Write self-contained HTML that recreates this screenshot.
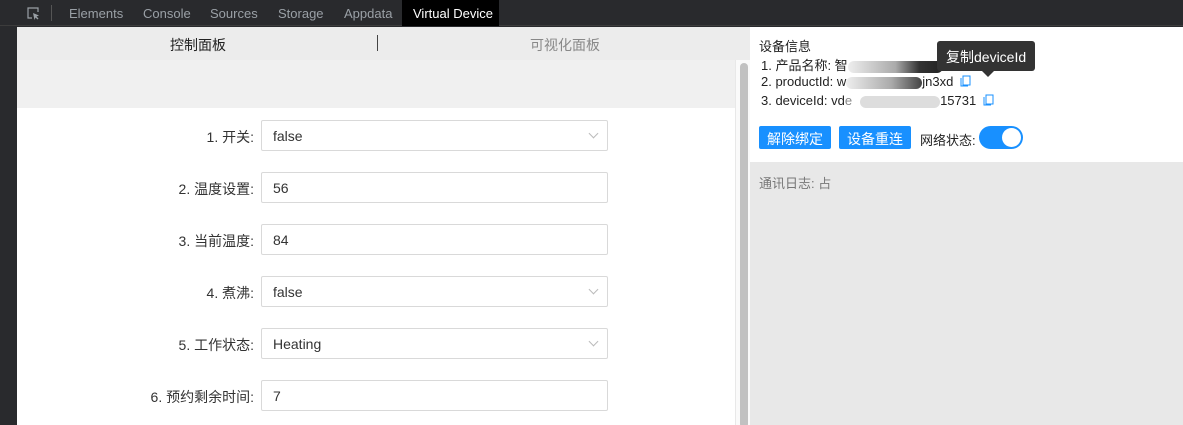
<!DOCTYPE html>
<html><head><meta charset="utf-8"><style>
*{margin:0;padding:0;box-sizing:border-box}
body{width:1183px;height:425px;overflow:hidden;background:#292a2d;font-family:"Liberation Sans","Noto Sans CJK SC",sans-serif;position:relative}
.top{position:absolute;left:0;top:0;width:1183px;height:26px;background:#292a2d;border-bottom:1px solid #3c3c3c;color:#9aa0a6;font-size:13px}
.top span{position:absolute;top:6px}
.vd{position:absolute;left:402px;top:0;width:97px;height:26px;background:#000;color:#fff;font-size:13px;padding:6px 0 0 11px}
.left{position:absolute;left:17px;top:27px;width:733px;height:398px;background:#fff;overflow:hidden}
.tabs{height:33px;background:#ececec;position:relative;font-size:14px}
.band{height:48px;background:#f0f0f0;width:718px}
.row{position:absolute;left:0;width:718px;height:31px;font-size:14px;color:#333}
.row label{position:absolute;right:481px;top:7px;white-space:nowrap}
.row .in{position:absolute;left:244px;width:347px;height:31px;border:1px solid #d9d9d9;border-radius:2px;padding:7px 11px}
.chev{position:absolute;right:10px;top:9px;width:7px;height:7px;border-right:1px solid #bbb;border-bottom:1px solid #bbb;transform:rotate(45deg)}
.sb{position:absolute;left:718px;top:33px;width:15px;height:365px;background:#fafafa;border-left:1px solid #e8e8e8}
.thumb{position:absolute;left:4px;top:3px;width:8px;height:365px;background:#c1c1c1;border-radius:4px}
.right{position:absolute;left:750px;top:27px;width:433px;height:398px;background:#e8e8e8}
.card{position:absolute;left:0;top:0;width:433px;height:135px;background:#fff;font-size:13px;color:#222}
.line{position:absolute;left:11px;white-space:nowrap}
.b{display:inline-block;vertical-align:middle;height:12px;border-radius:6px}
.btn{position:absolute;top:99px;height:23px;background:#1890ff;color:#fff;font-size:14px;padding:3px 8px;border-radius:2px}
</style></head><body>
<div class="top">
<svg style="position:absolute;left:27px;top:7px" width="13" height="13" viewBox="0 0 13 13"><path d="M5 11H1V1h10v4" fill="none" stroke="#9aa0a6" stroke-width="1.2"/><path d="M6 6l6 2.5-2.5 1 2 2-1 1-2-2-1 2.5z" fill="#9aa0a6"/></svg>
<div style="position:absolute;left:51px;top:5px;width:1px;height:16px;background:#555"></div>
<span style="left:69px">Elements</span><span style="left:143px">Console</span><span style="left:210px">Sources</span><span style="left:278px">Storage</span><span style="left:344px">Appdata</span>
<div class="vd">Virtual Device</div>
</div>
<div class="left">
<div class="tabs"><span style="position:absolute;left:153px;top:8px;color:#222">控制面板</span><div style="position:absolute;left:360px;top:8px;width:1px;height:16px;background:#444"></div><span style="position:absolute;left:513px;top:8px;color:#888">可视化面板</span></div>
<div class="band"></div>
<div class="row" style="top:93px"><label>1. 开关:</label><div class="in">false<div class="chev"></div></div></div>
<div class="row" style="top:145px"><label>2. 温度设置:</label><div class="in">56</div></div>
<div class="row" style="top:197px"><label>3. 当前温度:</label><div class="in">84</div></div>
<div class="row" style="top:249px"><label>4. 煮沸:</label><div class="in">false<div class="chev"></div></div></div>
<div class="row" style="top:301px"><label>5. 工作状态:</label><div class="in">Heating<div class="chev"></div></div></div>
<div class="row" style="top:353px"><label>6. 预约剩余时间:</label><div class="in">7</div></div>
<div class="sb"><div class="thumb"></div></div>
</div>
<div class="right">
<div class="card">
<div style="position:absolute;left:9px;top:9px">设备信息</div>
<div class="line" style="top:28px">1. 产品名称: 智<span class="b" style="width:95px;background:linear-gradient(90deg,#eee,#aaa 50%,#333 75%,#222)"></span></div>
<div class="line" style="top:47px">2. productId: w<span class="b" style="width:76px;background:linear-gradient(90deg,#eee,#aaa 60%,#444)"></span>jn3xd
<svg style="vertical-align:-1px;margin-left:3px" width="11" height="12"><rect x="3" y="1" width="7" height="9" fill="none" stroke="#1890ff"/><path d="M1 3v8h7" fill="none" stroke="#1890ff"/></svg></div>
<div class="line" style="top:66px">3. deviceId: vd<span style="color:#888">e</span><span class="b" style="width:80px;margin-left:8px;background:#ddd"></span>15731
<svg style="vertical-align:-1px;margin-left:3px" width="11" height="12"><rect x="3" y="1" width="7" height="9" fill="none" stroke="#1890ff"/><path d="M1 3v8h7" fill="none" stroke="#1890ff"/></svg></div>
<div class="btn" style="left:9px">解除绑定</div>
<div class="btn" style="left:89px">设备重连</div>
<div style="position:absolute;left:170px;top:103px">网络状态:</div>
<div style="position:absolute;left:229px;top:99px;width:44px;height:23px;border-radius:12px;background:#1890ff"><div style="position:absolute;right:2px;top:2px;width:19px;height:19px;border-radius:50%;background:#fff"></div></div>
</div>
<div style="position:absolute;left:9px;top:146px;font-size:13px;color:#777">通讯日志: 占</div>
<div style="position:absolute;left:187px;top:14px;height:30px;background:#333;color:#fff;font-size:14px;border-radius:3px;padding:6px 9px;white-space:nowrap">复制deviceId</div>
<div style="position:absolute;left:232px;top:44px;border:6px solid transparent;border-top-color:#333"></div>
</div>
</body></html>
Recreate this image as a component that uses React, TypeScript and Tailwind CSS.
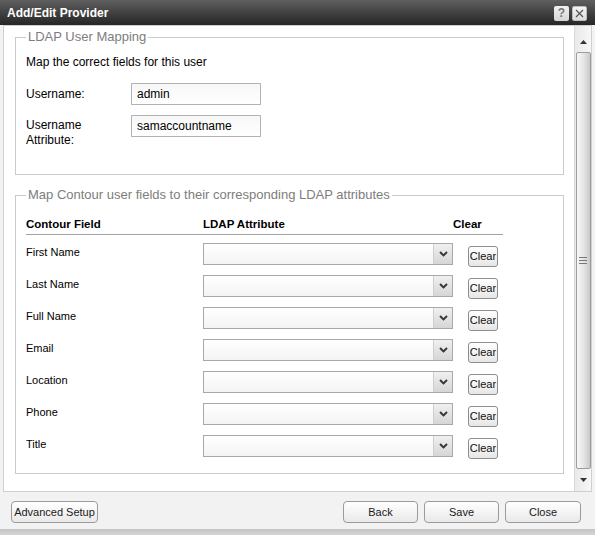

**TASK GOAL:** Your copy of the data above should match it exactly, except that pictures are left out.

**EXERCISE RESPONSE:**
Write self-contained HTML that recreates this screenshot.
<!DOCTYPE html>
<html><head><meta charset="utf-8"><style>
*{margin:0;padding:0;box-sizing:border-box}
body{width:1183px;height:425px;overflow:hidden;background:#292a2d;font-family:"Liberation Sans","Noto Sans CJK SC",sans-serif;position:relative}
.top{position:absolute;left:0;top:0;width:1183px;height:26px;background:#292a2d;border-bottom:1px solid #3c3c3c;color:#9aa0a6;font-size:13px}
.top span{position:absolute;top:6px}
.vd{position:absolute;left:402px;top:0;width:97px;height:26px;background:#000;color:#fff;font-size:13px;padding:6px 0 0 11px}
.left{position:absolute;left:17px;top:27px;width:733px;height:398px;background:#fff;overflow:hidden}
.tabs{height:33px;background:#ececec;position:relative;font-size:14px}
.band{height:48px;background:#f0f0f0;width:718px}
.row{position:absolute;left:0;width:718px;height:31px;font-size:14px;color:#333}
.row label{position:absolute;right:481px;top:7px;white-space:nowrap}
.row .in{position:absolute;left:244px;width:347px;height:31px;border:1px solid #d9d9d9;border-radius:2px;padding:7px 11px}
.chev{position:absolute;right:10px;top:9px;width:7px;height:7px;border-right:1px solid #bbb;border-bottom:1px solid #bbb;transform:rotate(45deg)}
.sb{position:absolute;left:718px;top:33px;width:15px;height:365px;background:#fafafa;border-left:1px solid #e8e8e8}
.thumb{position:absolute;left:4px;top:3px;width:8px;height:365px;background:#c1c1c1;border-radius:4px}
.right{position:absolute;left:750px;top:27px;width:433px;height:398px;background:#e8e8e8}
.card{position:absolute;left:0;top:0;width:433px;height:135px;background:#fff;font-size:13px;color:#222}
.line{position:absolute;left:11px;white-space:nowrap}
.b{display:inline-block;vertical-align:middle;height:12px;border-radius:6px}
.btn{position:absolute;top:99px;height:23px;background:#1890ff;color:#fff;font-size:14px;padding:3px 8px;border-radius:2px}
</style></head><body>
<div class="top">
<svg style="position:absolute;left:27px;top:7px" width="13" height="13" viewBox="0 0 13 13"><path d="M5 11H1V1h10v4" fill="none" stroke="#9aa0a6" stroke-width="1.2"/><path d="M6 6l6 2.5-2.5 1 2 2-1 1-2-2-1 2.5z" fill="#9aa0a6"/></svg>
<div style="position:absolute;left:51px;top:5px;width:1px;height:16px;background:#555"></div>
<span style="left:69px">Elements</span><span style="left:143px">Console</span><span style="left:210px">Sources</span><span style="left:278px">Storage</span><span style="left:344px">Appdata</span>
<div class="vd">Virtual Device</div>
</div>
<div class="left">
<div class="tabs"><span style="position:absolute;left:153px;top:8px;color:#222">控制面板</span><div style="position:absolute;left:360px;top:8px;width:1px;height:16px;background:#444"></div><span style="position:absolute;left:513px;top:8px;color:#888">可视化面板</span></div>
<div class="band"></div>
<div class="row" style="top:93px"><label>1. 开关:</label><div class="in">false<div class="chev"></div></div></div>
<div class="row" style="top:145px"><label>2. 温度设置:</label><div class="in">56</div></div>
<div class="row" style="top:197px"><label>3. 当前温度:</label><div class="in">84</div></div>
<div class="row" style="top:249px"><label>4. 煮沸:</label><div class="in">false<div class="chev"></div></div></div>
<div class="row" style="top:301px"><label>5. 工作状态:</label><div class="in">Heating<div class="chev"></div></div></div>
<div class="row" style="top:353px"><label>6. 预约剩余时间:</label><div class="in">7</div></div>
<div class="sb"><div class="thumb"></div></div>
</div>
<div class="right">
<div class="card">
<div style="position:absolute;left:9px;top:9px">设备信息</div>
<div class="line" style="top:28px">1. 产品名称: 智<span class="b" style="width:95px;background:linear-gradient(90deg,#eee,#aaa 50%,#333 75%,#222)"></span></div>
<div class="line" style="top:47px">2. productId: w<span class="b" style="width:76px;background:linear-gradient(90deg,#eee,#aaa 60%,#444)"></span>jn3xd
<svg style="vertical-align:-1px;margin-left:3px" width="11" height="12"><rect x="3" y="1" width="7" height="9" fill="none" stroke="#1890ff"/><path d="M1 3v8h7" fill="none" stroke="#1890ff"/></svg></div>
<div class="line" style="top:66px">3. deviceId: vd<span style="color:#888">e</span><span class="b" style="width:80px;margin-left:8px;background:#ddd"></span>15731
<svg style="vertical-align:-1px;margin-left:3px" width="11" height="12"><rect x="3" y="1" width="7" height="9" fill="none" stroke="#1890ff"/><path d="M1 3v8h7" fill="none" stroke="#1890ff"/></svg></div>
<div class="btn" style="left:9px">解除绑定</div>
<div class="btn" style="left:89px">设备重连</div>
<div style="position:absolute;left:170px;top:103px">网络状态:</div>
<div style="position:absolute;left:229px;top:99px;width:44px;height:23px;border-radius:12px;background:#1890ff"><div style="position:absolute;right:2px;top:2px;width:19px;height:19px;border-radius:50%;background:#fff"></div></div>
</div>
<div style="position:absolute;left:9px;top:146px;font-size:13px;color:#777">通讯日志: 占</div>
<div style="position:absolute;left:187px;top:14px;height:30px;background:#333;color:#fff;font-size:14px;border-radius:3px;padding:6px 9px;white-space:nowrap">复制deviceId</div>
<div style="position:absolute;left:232px;top:44px;border:6px solid transparent;border-top-color:#333"></div>
</div>
</body></html>
Recreate this image as a component that uses React, TypeScript and Tailwind CSS.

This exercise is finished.